-- WHAT YOU SHOULD DO --
Only lines holding the word "this" should be copied from the material.
--- Start ---
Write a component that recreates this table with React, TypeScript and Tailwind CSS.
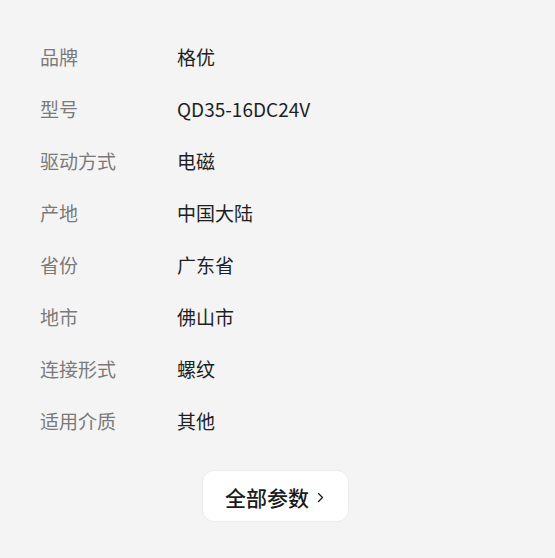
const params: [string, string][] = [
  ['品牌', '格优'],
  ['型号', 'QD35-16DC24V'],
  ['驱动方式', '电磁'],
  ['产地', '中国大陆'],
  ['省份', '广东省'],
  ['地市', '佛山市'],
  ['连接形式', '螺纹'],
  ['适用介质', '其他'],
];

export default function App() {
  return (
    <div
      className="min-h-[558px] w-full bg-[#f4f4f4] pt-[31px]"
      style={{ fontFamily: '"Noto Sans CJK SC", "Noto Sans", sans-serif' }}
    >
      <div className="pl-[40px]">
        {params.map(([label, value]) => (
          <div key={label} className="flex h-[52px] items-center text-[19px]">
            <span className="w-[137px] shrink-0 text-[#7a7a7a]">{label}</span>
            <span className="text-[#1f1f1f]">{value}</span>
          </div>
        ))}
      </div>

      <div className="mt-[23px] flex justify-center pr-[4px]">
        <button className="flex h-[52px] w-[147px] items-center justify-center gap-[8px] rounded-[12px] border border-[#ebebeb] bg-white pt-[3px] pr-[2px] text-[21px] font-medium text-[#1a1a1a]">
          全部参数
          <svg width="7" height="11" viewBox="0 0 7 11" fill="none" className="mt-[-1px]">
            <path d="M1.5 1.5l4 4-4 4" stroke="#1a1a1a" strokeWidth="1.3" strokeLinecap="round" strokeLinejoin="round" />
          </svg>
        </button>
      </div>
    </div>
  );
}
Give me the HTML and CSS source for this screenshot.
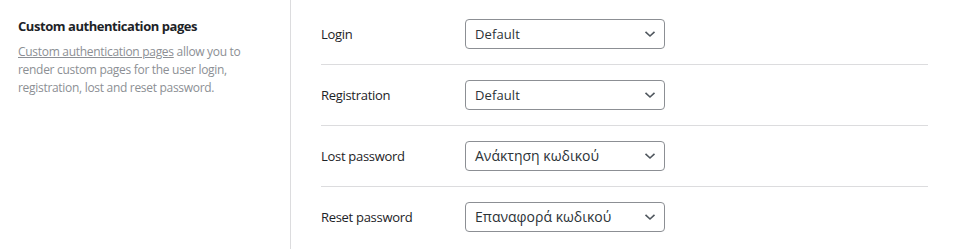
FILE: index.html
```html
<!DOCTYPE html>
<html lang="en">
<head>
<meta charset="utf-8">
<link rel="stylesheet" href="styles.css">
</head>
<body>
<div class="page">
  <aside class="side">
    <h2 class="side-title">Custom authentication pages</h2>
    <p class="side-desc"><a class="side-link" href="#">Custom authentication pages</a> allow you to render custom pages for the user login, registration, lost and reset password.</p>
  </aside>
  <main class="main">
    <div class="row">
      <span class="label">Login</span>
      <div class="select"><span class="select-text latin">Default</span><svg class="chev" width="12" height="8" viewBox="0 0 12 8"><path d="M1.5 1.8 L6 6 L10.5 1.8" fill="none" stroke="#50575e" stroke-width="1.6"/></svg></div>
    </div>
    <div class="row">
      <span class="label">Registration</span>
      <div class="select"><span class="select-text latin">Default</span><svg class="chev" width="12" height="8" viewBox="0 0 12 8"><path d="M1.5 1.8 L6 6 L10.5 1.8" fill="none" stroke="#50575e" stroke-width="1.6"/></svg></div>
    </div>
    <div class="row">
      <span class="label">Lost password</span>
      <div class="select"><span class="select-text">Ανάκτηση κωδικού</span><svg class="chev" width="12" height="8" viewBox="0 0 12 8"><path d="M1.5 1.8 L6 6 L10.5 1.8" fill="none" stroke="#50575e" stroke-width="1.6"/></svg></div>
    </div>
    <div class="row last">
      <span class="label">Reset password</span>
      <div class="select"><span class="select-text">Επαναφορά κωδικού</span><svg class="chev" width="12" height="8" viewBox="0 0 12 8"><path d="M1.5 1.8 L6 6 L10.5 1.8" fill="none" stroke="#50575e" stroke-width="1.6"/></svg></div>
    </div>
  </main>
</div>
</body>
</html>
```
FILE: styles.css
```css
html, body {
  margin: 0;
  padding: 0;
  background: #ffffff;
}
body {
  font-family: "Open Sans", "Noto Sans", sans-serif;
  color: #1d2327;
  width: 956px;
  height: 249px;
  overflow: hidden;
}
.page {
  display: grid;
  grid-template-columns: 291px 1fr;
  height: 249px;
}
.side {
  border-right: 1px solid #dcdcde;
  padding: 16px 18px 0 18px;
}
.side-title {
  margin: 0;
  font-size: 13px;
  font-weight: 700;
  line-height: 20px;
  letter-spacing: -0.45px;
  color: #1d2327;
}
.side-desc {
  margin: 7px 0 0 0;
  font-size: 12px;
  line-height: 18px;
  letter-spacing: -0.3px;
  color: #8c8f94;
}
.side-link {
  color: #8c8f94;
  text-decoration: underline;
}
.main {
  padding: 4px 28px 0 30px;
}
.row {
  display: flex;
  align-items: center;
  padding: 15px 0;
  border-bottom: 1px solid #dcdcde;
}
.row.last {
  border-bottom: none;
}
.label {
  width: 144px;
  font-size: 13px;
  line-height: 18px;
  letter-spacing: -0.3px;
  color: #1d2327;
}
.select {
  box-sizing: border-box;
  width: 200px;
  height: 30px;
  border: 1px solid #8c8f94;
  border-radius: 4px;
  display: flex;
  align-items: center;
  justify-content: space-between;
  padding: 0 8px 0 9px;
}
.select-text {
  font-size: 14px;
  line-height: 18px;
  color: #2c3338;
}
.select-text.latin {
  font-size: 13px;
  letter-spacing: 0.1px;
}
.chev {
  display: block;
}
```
--- End ---
-- EXERCISE SOLUTION --
Write a component that recreates this table with React, TypeScript and Tailwind CSS.
Give me the HTML and CSS source for this screenshot.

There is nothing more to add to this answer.